A po chwili – słowa modlitwy „Przemów do mnie, Chryste” ujęły serca słuchaczy i wycisnęły łzę cichutko spływającą po wielu twarzach. Recytację wierszy przerywały wyjątkowe pieśni w wykonaniu uczennic K. Albingier i A. Raduj oraz chóru szkolnego: „O Panie, któryś jest na niebie”, „Ojczyzna”, „Biały krzyż”, „Nadzieja”, „Europo, nie możesz żyć bez Boga”. Łzy wciąż płynęły ukradkiem, spadając z policzków i kryjąc się bezszelestnie w kołnierzu, materiale ubrań, żakietów, odświętnych koszul. Podczas pantomimy (w wykonaniu ucznia gimnazjum C. Sitarczyka) na scenie pojawił się polski żołnierz w mundurze, który do słów utworu Lecha Makowieckiego „Ostatni list” pisał list do rodziny, ze czcią i miłością ucałował zdjęcie żony, modlił się na różańcu wyjętym z kieszeni munduru w przeczuciu tragicznej śmierci. Po chwili z zawiązanymi rękami został zabrany i zastrzelony przez kata. A na koniec zatroskany i czuły głos papieża skierowany do młodych: „Wy jesteście moją nadzieją! Wy jesteście nadzieją świata!”.
Tego dnia utwory poetyckie, muzyczne i śpiewane pieśni miały wymiar i odbiór szczególny. Po gromkich oklaskach publiczności dyrektor szkoły p. D. Mazur poprosiła o zabranie głosu przybyłych gości, m.in. bratanicę E. Seroki, p.

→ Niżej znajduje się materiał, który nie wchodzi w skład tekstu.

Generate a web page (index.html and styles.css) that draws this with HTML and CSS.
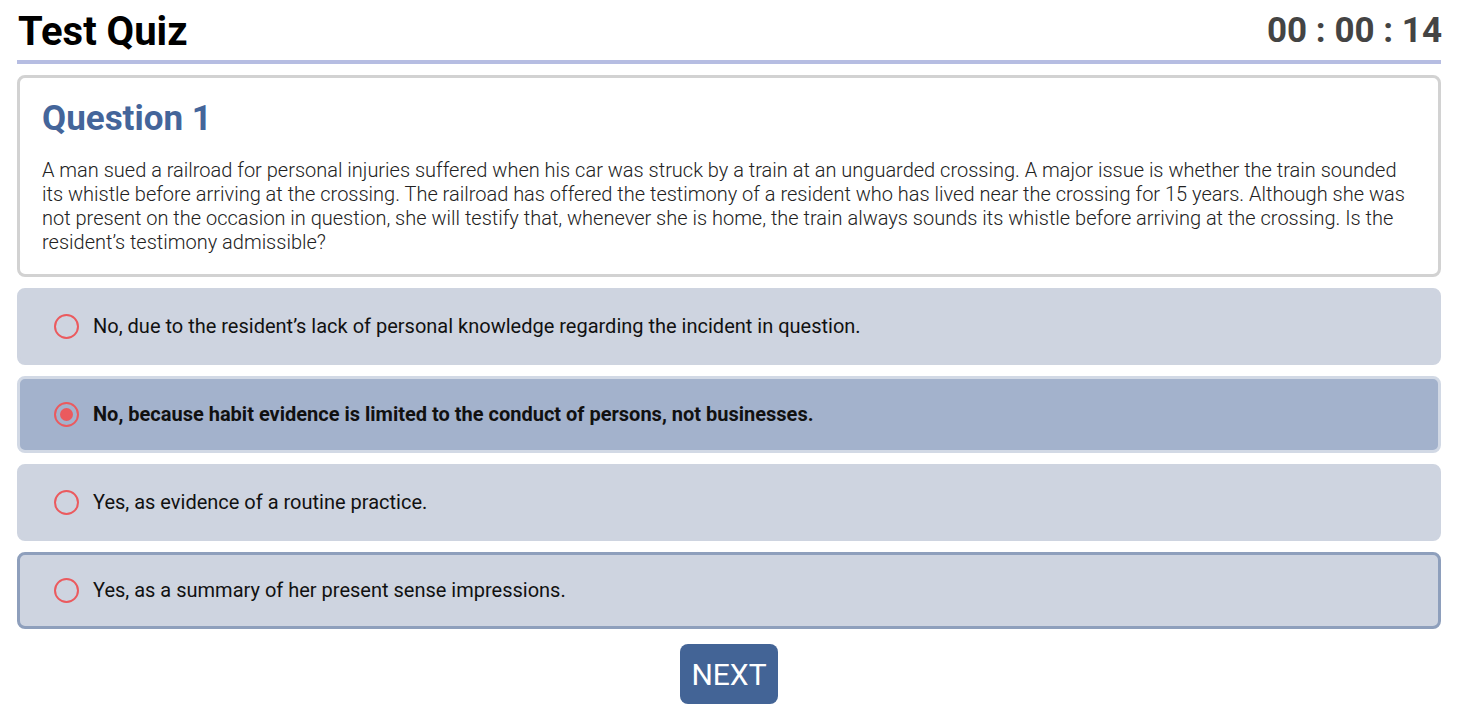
FILE: index.html
```html
<!DOCTYPE html>
<html lang="en">
<head>
<meta charset="utf-8">
<title>Test Quiz</title>
<link rel="stylesheet" href="styles.css">
</head>
<body>
<div class="page">
  <header class="header">
    <h1 class="title">Test Quiz</h1>
    <div class="timer">00 : 00 : 14</div>
  </header>
  <section class="card">
    <h2 class="q-title">Question 1</h2>
    <p class="q-text">A man sued a railroad for personal injuries suffered when his car was struck by a train at an unguarded crossing. A major issue is whether the train sounded its whistle before arriving at the crossing. The railroad has offered the testimony of a resident who has lived near the crossing for 15 years. Although she was not present on the occasion in question, she will testify that, whenever she is home, the train always sounds its whistle before arriving at the crossing. Is the resident’s testimony admissible?</p>
  </section>
  <div class="options">
    <label class="option"><span class="radio"></span><span class="opt-text">No, due to the resident’s lack of personal knowledge regarding the incident in question.</span></label>
    <label class="option selected"><span class="radio checked"></span><span class="opt-text">No, because habit evidence is limited to the conduct of persons, not businesses.</span></label>
    <label class="option"><span class="radio"></span><span class="opt-text">Yes, as evidence of a routine practice.</span></label>
    <label class="option hover"><span class="radio"></span><span class="opt-text">Yes, as a summary of her present sense impressions.</span></label>
  </div>
  <div class="actions">
    <button class="next">NEXT</button>
  </div>
</div>
</body>
</html>
```
FILE: styles.css
```css
* { box-sizing: border-box; }
html, body { margin: 0; padding: 0; background: #fff; }
body { font-family: Roboto, "Noto Sans", sans-serif; color: #111; }
.page { padding: 0 17px; display: flex; flex-direction: column; }
.header {
  display: flex; justify-content: space-between; align-items: flex-end;
  height: 64px; border-bottom: 4px solid #b6bde2; padding: 0 0 5px 1px;
}
.title { margin: 0; font-size: 40px; font-weight: 700; line-height: 46px; color: #000; }
.timer { font-size: 35px; font-weight: 700; color: #444; line-height: 40px; padding-bottom: 4px; margin-right: -1px; }
.card {
  margin-top: 11px; border: 3px solid #d2d2d2; border-radius: 8px;
  padding: 21px 22px 20px 22px;
}
.q-title { margin: 0; font-size: 35px; font-weight: 700; color: #44659a; line-height: 40px; }
.q-text { margin: 19px 0 0 0; font-size: 20px; font-weight: 300; line-height: 24px; color: #222; }
.options { display: flex; flex-direction: column; gap: 11px; margin-top: 11px; }
.option {
  display: flex; align-items: center; gap: 14px; height: 77px;
  background: #ced4e0; border: 3px solid #ced4e0; border-radius: 8px;
  padding: 0 0 0 34px; font-size: 20px; color: #111;
}
.opt-text { margin-bottom: 2px; }
.option.selected { background: #a3b2cc; border-color: #d2d9e5; font-weight: 700; }
.option.hover { border-color: #8e9fbc; }
.radio {
  width: 25px; height: 25px; border: 2.5px solid #eb5a5e; border-radius: 50%;
  flex: none; display: flex; align-items: center; justify-content: center;
}
.radio.checked::after {
  content: ""; width: 13px; height: 13px; border-radius: 50%; background: #eb5a5e;
}
.actions { display: flex; justify-content: center; margin-top: 15px; }
.next {
  width: 98px; height: 60px; background: #436496; color: #fff; border: none;
  border-radius: 8px; font-family: Roboto, sans-serif; font-size: 30px; font-weight: 400;
  padding: 0;
}
```
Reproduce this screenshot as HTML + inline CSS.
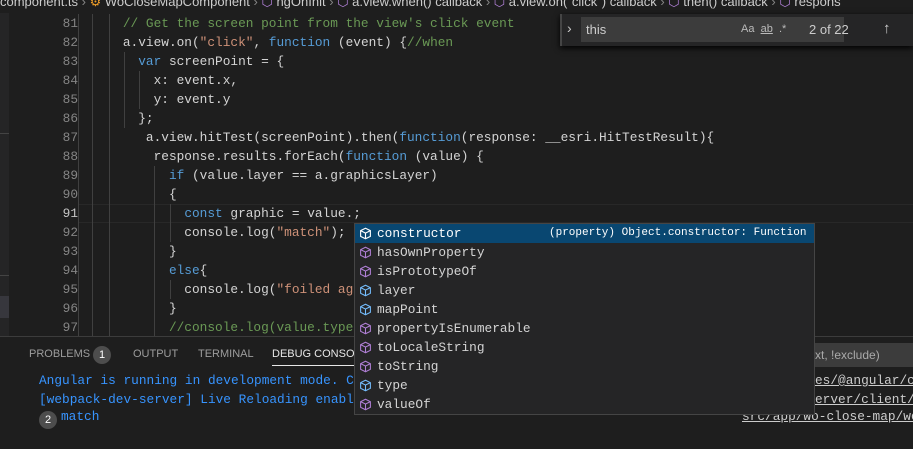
<!DOCTYPE html>
<html><head><meta charset="utf-8"><style>
*{margin:0;padding:0;box-sizing:border-box}
body{width:913px;height:449px;background:#1e1e1e;overflow:hidden;position:relative;font-family:"Liberation Sans",sans-serif;color:#d4d4d4}
.mono{font-family:"Liberation Mono",monospace;font-size:12.8px}
.a{position:absolute;white-space:pre}
.ln{position:absolute;left:38px;width:40px;text-align:right;color:#858585;font-family:"Liberation Mono",monospace;font-size:12.8px;line-height:19px}
.code{position:absolute;left:0;top:14px}
.code div{height:19px;line-height:19px;white-space:pre;font-family:"Liberation Mono",monospace;font-size:12.8px;color:#d4d4d4}
.k{color:#569cd6}.s{color:#ce9178}.c{color:#6a9955}.f{color:#dcdcaa}
.g{position:absolute;width:1px;background:#404040}
.sug{position:absolute;left:354px;top:223px;width:461px;height:192px;background:#252526;border:1px solid #454545}
.sug div{height:19px;line-height:19px;position:relative;padding-left:22px;font-family:"Liberation Mono",monospace;font-size:12.8px;color:#d4d4d4;white-space:nowrap}
.sug div.sel{background:#094771;color:#fff}
.ic{position:absolute;left:4px;top:3px;width:13px;height:13px}
</style></head><body>
<div class="a" style="left:0;top:0;width:913px;height:13px;background:#1e1e1e"></div>
<div class="a" style="left:0;top:-6px;font-size:13px;color:#ccc;">component.ts <span style="color:#888">›</span> <span style="color:#ee9d28">⚙</span> WoCloseMapComponent <span style="color:#888">›</span> <span style="color:#b180d7">⬡</span> ngOnInit <span style="color:#888">›</span> <span style="color:#b180d7">⬡</span> a.view.when() callback <span style="color:#888">›</span> <span style="color:#b180d7">⬡</span> a.view.on("click") callback <span style="color:#888">›</span> <span style="color:#b180d7">⬡</span> then() callback <span style="color:#888">›</span> <span style="color:#b180d7">⬡</span> respons</div>
<div class="a" style="left:0;top:13px;width:9px;height:323px;background:#252526"></div>
<div class="a" style="left:0;top:133px;width:9px;height:1px;background:#444"></div>
<div class="a" style="left:0;top:275px;width:9px;height:1px;background:#444"></div>
<div class="a" style="left:0;top:296px;width:9px;height:22px;background:#37373d"></div>
<div class="ln" style="top:14px">81<br>82<br>83<br>84<br>85<br>86<br>87<br>88<br>89<br>90<br><span style="color:#c6c6c6">91</span><br>92<br>93<br>94<br>95<br>96<br>97</div>
<div class="a" style="left:78px;top:204px;width:835px;height:19px;border-top:1px solid #282828;border-bottom:1px solid #282828"></div>
<div class="g" style="left:78px;top:14px;height:322px"></div>
<div class="g" style="left:92px;top:14px;height:322px"></div>
<div class="g" style="left:109px;top:14px;height:322px"></div>
<div class="g" style="left:124px;top:52px;height:76px"></div>
<div class="g" style="left:139px;top:71px;height:38px"></div>
<div class="g" style="left:154px;top:166px;height:170px"></div>
<div class="g" style="left:170px;top:204px;height:38px"></div>
<div class="g" style="left:170px;top:280px;height:19px"></div>
<div class="code">
<div>                <span class="c">// Get the screen point from the view's click event</span></div>
<div>                a.view.on(<span class="s">"click"</span>, <span class="k">function</span> (event) {<span class="c">//when</span></div>
<div>                  <span class="k">var</span> screenPoint = {</div>
<div>                    x: event.x,</div>
<div>                    y: event.y</div>
<div>                  };</div>
<div>                   a.view.hitTest(screenPoint).then(<span class="k">function</span>(response: __esri.HitTestResult){</div>
<div>                    response.results.forEach(<span class="k">function</span> (value) {</div>
<div>                      <span class="k">if</span> (value.layer == a.graphicsLayer)</div>
<div>                      {</div>
<div>                        <span class="k">const</span> graphic = value.;</div>
<div>                        console.log(<span class="s">"match"</span>);</div>
<div>                      }</div>
<div>                      <span class="k">else</span>{</div>
<div>                        console.log(<span class="s">"foiled ag</span></div>
<div>                      }</div>
<div>                      <span class="c">//console.log(value.type</span></div>
</div>
<div class="a" style="left:560px;top:14px;width:353px;height:32px;background:#252526;box-shadow:0 2px 6px #000;border-left:2px solid #454545"></div>
<div class="a" style="left:567px;top:20px;color:#ccc;font-size:14px">›</div>
<div class="a" style="left:581px;top:17px;width:263px;height:25px;background:#3c3c3c"></div>
<div class="a" style="left:586px;top:22px;color:#ccc;font-size:13px">this</div>
<div class="a" style="left:741px;top:23px;color:#bbb;font-size:11px">Aa&nbsp;&nbsp;<u>ab</u>&nbsp;&nbsp;.*</div>
<div class="a" style="left:809px;top:22px;color:#ccc;font-size:13px">2 of 22</div>
<div class="a" style="left:883px;top:20px;color:#ccc;font-size:15px">↑</div>
<div class="a" style="left:0;top:336px;width:913px;height:113px;background:#1e1e1e;border-top:1px solid #3c3c3c"></div>
<div class="a" style="left:29px;top:348px;font-size:11px;color:#9d9d9d">PROBLEMS</div>
<div class="a" style="left:93px;top:346px;width:18px;height:18px;border-radius:9px;background:#4d4d4d;color:#fff;font-size:11px;text-align:center;line-height:18px">1</div>
<div class="a" style="left:133px;top:348px;font-size:11px;color:#9d9d9d">OUTPUT</div>
<div class="a" style="left:198px;top:348px;font-size:11px;color:#9d9d9d">TERMINAL</div>
<div class="a" style="left:272px;top:348px;font-size:11px;color:#e7e7e7">DEBUG CONSOLE</div>
<div class="a" style="left:272px;top:365px;width:90px;height:1px;background:#e7e7e7"></div>
<div class="a" style="left:815px;top:343px;width:98px;height:24px;background:#3c3c3c;color:#aaa;font-size:12px;padding:5px 0 0 0">xt, !exclude)</div>
<div class="a mono" style="left:39px;top:371px;color:#3794ff;line-height:19px">Angular is running in development mode. C<br>[webpack-dev-server] Live Reloading enabl</div>
<div class="a" style="left:39px;top:411px;width:18px;height:18px;border-radius:9px;background:#4d4d4d;color:#fff;font-size:11px;text-align:center;line-height:18px">2</div>
<div class="a mono" style="left:61px;top:409px;color:#3794ff">match</div>
<div class="a mono" style="left:815px;top:371px;color:#ccc;line-height:19px;text-decoration:underline">es/@angular/co<br>erver/client/m</div>
<div class="a mono" style="left:742px;top:409px;color:#ccc;text-decoration:underline">src/app/wo-close-map/wo</div>
<div class="sug">
<div class="sel"><svg class="ic" viewBox="0 0 16 16"><path d="M8 1.5l6 3v7l-6 3-6-3v-7z M2 4.5l6 3 6-3 M8 7.5v7" fill="none" stroke="#fff" stroke-width="1.4"/></svg>constructor<span style="position:absolute;left:194px;font-size:11px">(property) Object.constructor: Function</span></div>
<div><svg class="ic" viewBox="0 0 16 16"><path d="M8 1.5l6 3v7l-6 3-6-3v-7z M2 4.5l6 3 6-3 M8 7.5v7" fill="none" stroke="#b180d7" stroke-width="1.3"/></svg>hasOwnProperty</div>
<div><svg class="ic" viewBox="0 0 16 16"><path d="M8 1.5l6 3v7l-6 3-6-3v-7z M2 4.5l6 3 6-3 M8 7.5v7" fill="none" stroke="#b180d7" stroke-width="1.3"/></svg>isPrototypeOf</div>
<div><svg class="ic" viewBox="0 0 16 16"><path d="M8 1.5l6 3v7l-6 3-6-3v-7z M2 4.5l6 3 6-3 M8 7.5v7" fill="none" stroke="#75beff" stroke-width="1.3"/></svg>layer</div>
<div><svg class="ic" viewBox="0 0 16 16"><path d="M8 1.5l6 3v7l-6 3-6-3v-7z M2 4.5l6 3 6-3 M8 7.5v7" fill="none" stroke="#75beff" stroke-width="1.3"/></svg>mapPoint</div>
<div><svg class="ic" viewBox="0 0 16 16"><path d="M8 1.5l6 3v7l-6 3-6-3v-7z M2 4.5l6 3 6-3 M8 7.5v7" fill="none" stroke="#b180d7" stroke-width="1.3"/></svg>propertyIsEnumerable</div>
<div><svg class="ic" viewBox="0 0 16 16"><path d="M8 1.5l6 3v7l-6 3-6-3v-7z M2 4.5l6 3 6-3 M8 7.5v7" fill="none" stroke="#b180d7" stroke-width="1.3"/></svg>toLocaleString</div>
<div><svg class="ic" viewBox="0 0 16 16"><path d="M8 1.5l6 3v7l-6 3-6-3v-7z M2 4.5l6 3 6-3 M8 7.5v7" fill="none" stroke="#b180d7" stroke-width="1.3"/></svg>toString</div>
<div><svg class="ic" viewBox="0 0 16 16"><path d="M8 1.5l6 3v7l-6 3-6-3v-7z M2 4.5l6 3 6-3 M8 7.5v7" fill="none" stroke="#75beff" stroke-width="1.3"/></svg>type</div>
<div><svg class="ic" viewBox="0 0 16 16"><path d="M8 1.5l6 3v7l-6 3-6-3v-7z M2 4.5l6 3 6-3 M8 7.5v7" fill="none" stroke="#b180d7" stroke-width="1.3"/></svg>valueOf</div>
</div>
</body></html>
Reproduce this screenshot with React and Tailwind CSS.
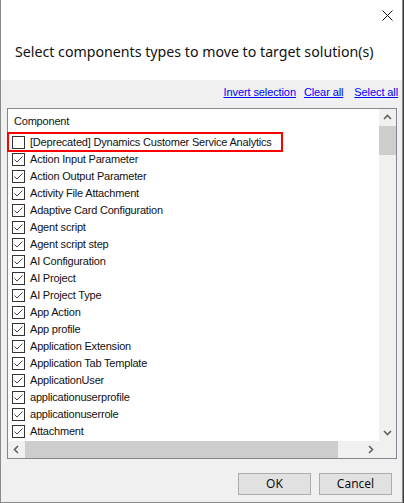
import React from "react";

const items = [
  ["[Deprecated] Dynamics Customer Service Analytics", false],
  ["Action Input Parameter", true],
  ["Action Output Parameter", true],
  ["Activity File Attachment", true],
  ["Adaptive Card Configuration", true],
  ["Agent script", true],
  ["Agent script step", true],
  ["AI Configuration", true],
  ["AI Project", true],
  ["AI Project Type", true],
  ["App Action", true],
  ["App profile", true],
  ["Application Extension", true],
  ["Application Tab Template", true],
  ["ApplicationUser", true],
  ["applicationuserprofile", true],
  ["applicationuserrole", true],
  ["Attachment", true],
];

function Check({ checked }) {
  return (
    <div className="w-[13px] h-[13px] border border-[#333333] bg-white shrink-0 flex items-center justify-center">
      {checked && (
        <svg width="11" height="11" viewBox="0 0 11 11">
          <polyline points="1.5,5.5 4,8 9.5,2.5" fill="none" stroke="#444" strokeWidth="1" />
        </svg>
      )}
    </div>
  );
}

function Chevron({ dir }) {
  const pts = {
    up: "1,6 4.5,2.5 8,6",
    down: "1,3 4.5,6.5 8,3",
    left: "6,1 2.5,4.5 6,8",
    right: "3,1 6.5,4.5 3,8",
  }[dir];
  return (
    <svg width="9" height="9" viewBox="0 0 9 9">
      <polyline points={pts} fill="none" stroke="#606060" strokeWidth="1.6" />
    </svg>
  );
}

export default function App() {
  const sans = { fontFamily: '"Liberation Sans", Arial, sans-serif' };
  return (
    <div className="w-[404px] h-[503px] bg-[#3c3c3c] overflow-hidden">
      <div className="w-[403px] h-[503px] border-l border-r border-b border-[#8a8a8a] bg-[#f0f0f0] flex flex-col">
        {/* Header */}
        <div className="h-[80px] bg-white flex flex-col">
          <div className="h-[30px] flex justify-end items-center pr-[9px]">
            <svg width="11" height="11" viewBox="0 0 11 11">
              <path d="M0.5 0.5 L10.5 10.5 M10.5 0.5 L0.5 10.5" stroke="#111" strokeWidth="1" />
            </svg>
          </div>
          <div
            className="pt-[12px] pl-[14px] text-[14.2px] leading-[20px] text-[#111]"
            style={{ fontFamily: '"Noto Sans", "Open Sans", sans-serif' }}
          >
            Select components types to move to target solution(s)
          </div>
        </div>

        {/* Body */}
        <div className="flex-1 flex flex-col pt-[5px]" style={sans}>
          <div className="h-[14px] flex justify-end items-center pr-[4px] text-[11px] leading-[14px] tracking-[-0.1px] text-[#0000ff]">
            <span className="underline">Invert selection</span>
            <span className="underline ml-[8px]">Clear all</span>
            <span className="underline ml-[11px]">Select all</span>
          </div>

          <div className="mt-[9px] ml-[6px] w-[390px] h-[351px] border border-[#828790] bg-white flex flex-col">
            <div className="flex flex-1">
              <div className="flex-1 relative pl-[4px]">
                <div className="h-[25px] flex items-center pl-[2px] text-[11px] tracking-[-0.2px] text-[#111]">Component</div>
                {items.map(([label, checked]) => (
                  <div key={label} className="h-[17px] flex items-center gap-[5px] text-[11px] tracking-[-0.2px] text-[#111] whitespace-nowrap">
                    <Check checked={checked} />
                    <span>{label}</span>
                  </div>
                ))}
                <div className="absolute left-[-1px] top-[23px] w-[276px] h-[20px] border-2 border-[#ff0000]" />
              </div>
              <div className="w-[17px] bg-[#f0f0f0] flex flex-col">
                <div className="h-[17px] flex items-center justify-center">
                  <Chevron dir="up" />
                </div>
                <div className="h-[29px] bg-[#cdcdcd]" />
                <div className="flex-1" />
                <div className="h-[17px] flex items-center justify-center">
                  <Chevron dir="down" />
                </div>
              </div>
            </div>
            <div className="h-[17px] flex bg-[#f0f0f0]">
              <div className="w-[17px] flex items-center justify-center">
                <Chevron dir="left" />
              </div>
              <div className="w-[313px] bg-[#cdcdcd]" />
              <div className="flex-1" />
              <div className="w-[17px] flex items-center justify-center">
                <Chevron dir="right" />
              </div>
              <div className="w-[17px]" />
            </div>
          </div>

          <div className="mt-[14px] flex justify-end gap-[8px] pr-[10px]">
            <button
              className="w-[73px] h-[22px] border border-[#adadad] bg-[#e1e1e1] text-[12px] text-[#111]"
              style={{ fontFamily: '"Noto Sans", sans-serif' }}
            >
              OK
            </button>
            <button
              className="w-[73px] h-[22px] border border-[#adadad] bg-[#e1e1e1] text-[12px] text-[#111]"
              style={{ fontFamily: '"Noto Sans", sans-serif' }}
            >
              Cancel
            </button>
          </div>
        </div>
      </div>
    </div>
  );
}
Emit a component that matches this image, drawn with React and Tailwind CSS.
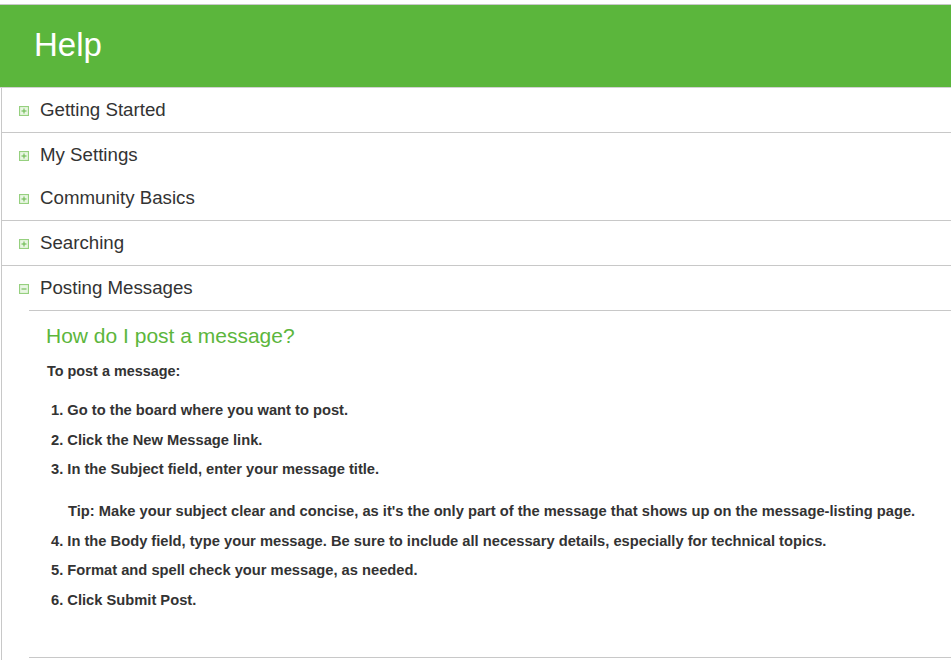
import React from "react";

function Toggle({ open }) {
  return (
    <svg width="10" height="10" viewBox="0 0 10 10" className="shrink-0 mt-[2px]">
      <rect x="0.5" y="0.5" width="9" height="9" fill="#e9f6e4" stroke="#96d07f" strokeWidth="1.2" />
      <line x1="2.5" y1="5" x2="7.5" y2="5" stroke="#6cbb50" strokeWidth="1.1" />
      {!open && <line x1="5" y1="2.5" x2="5" y2="7.5" stroke="#6cbb50" strokeWidth="1.1" />}
    </svg>
  );
}

function Row({ label, open, h, border }) {
  return (
    <div className={`${h} flex items-center pl-[17px] ${border ? "border-b border-[#c8c8c8]" : ""}`}>
      <Toggle open={open} />
      <span className="ml-[11px] mt-[1px] text-[18.7px] text-[#333333]">{label}</span>
    </div>
  );
}

export default function App() {
  return (
    <div className="w-[951px] h-[660px] overflow-hidden bg-white font-['Liberation_Sans',Arial,sans-serif]">
      <div className="mt-[4px] border-t border-[#c8c8c8]">
        <div className="h-[83px] bg-[#5bb63c] border-b border-[#d2d2d2] pl-[34px] flex items-center">
          <span className="text-white text-[33px] leading-none -mt-[3px]">Help</span>
        </div>
        <div className="ml-[1px] border-l border-[#c8c8c8] h-[600px]">
          <Row label="Getting Started" h="h-[45px]" border />
          <Row label="My Settings" h="h-[43px]" />
          <Row label="Community Basics" h="h-[45px]" border />
          <Row label="Searching" h="h-[45px]" border />
          <Row label="Posting Messages" open h="h-[44px]" />
          <div className="ml-[27px] border-t border-b border-[#c8c8c8] h-[348px] pl-[17px] text-[#333333]">
            <div className="pt-[13px] text-[21px] leading-[24px] text-[#5cb63c]">How do I post a message?</div>
            <div className="mt-[15px] pl-[1px] text-[14.4px] leading-[16px] font-bold">To post a message:</div>
            <div className="mt-[17px] pl-[5px] text-[14.7px] leading-[29.5px] font-bold">
              <div>1. Go to the board where you want to post.</div>
              <div>2. Click the New Message link.</div>
              <div>3. In the Subject field, enter your message title.</div>
              <div className="mt-[12.5px] pl-[17px]">
                Tip: Make your subject clear and concise, as it's the only part of the message that shows up on the message-listing page.
              </div>
              <div>4. In the Body field, type your message. Be sure to include all necessary details, especially for technical topics.</div>
              <div>5. Format and spell check your message, as needed.</div>
              <div>6. Click Submit Post.</div>
            </div>
          </div>
        </div>
      </div>
    </div>
  );
}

Danutę Wanciszewicz, która z nieukrywanym wzruszeniem podziękowała za zaproszenie i przygotowanie uroczystości.
To była piękna lekcja patriotyzmu i niezwykła lekcja historii bez tablicy, kredy, podręcznika i zeszytu. Wartości tak ważne dla naszych ojców – Bóg, Honor i Ojczyzna zabrzmiały tego dnia szczególnie wymownie i wyjątkowo. Wzruszenie, zaduma, refleksja towarzyszyły wszystkim opuszczającym salę gimnastyczną. W sercu zachowamy te wydarzenia i przeżycia na wiele lat. Dąb zasadzony w dniu szkolnej uroczystości odwiedzają uczniowie wraz nauczycielami, dbają o porządek wokół drzewka, podlewają i troszczą się o jego wzrost i piękny wygląd.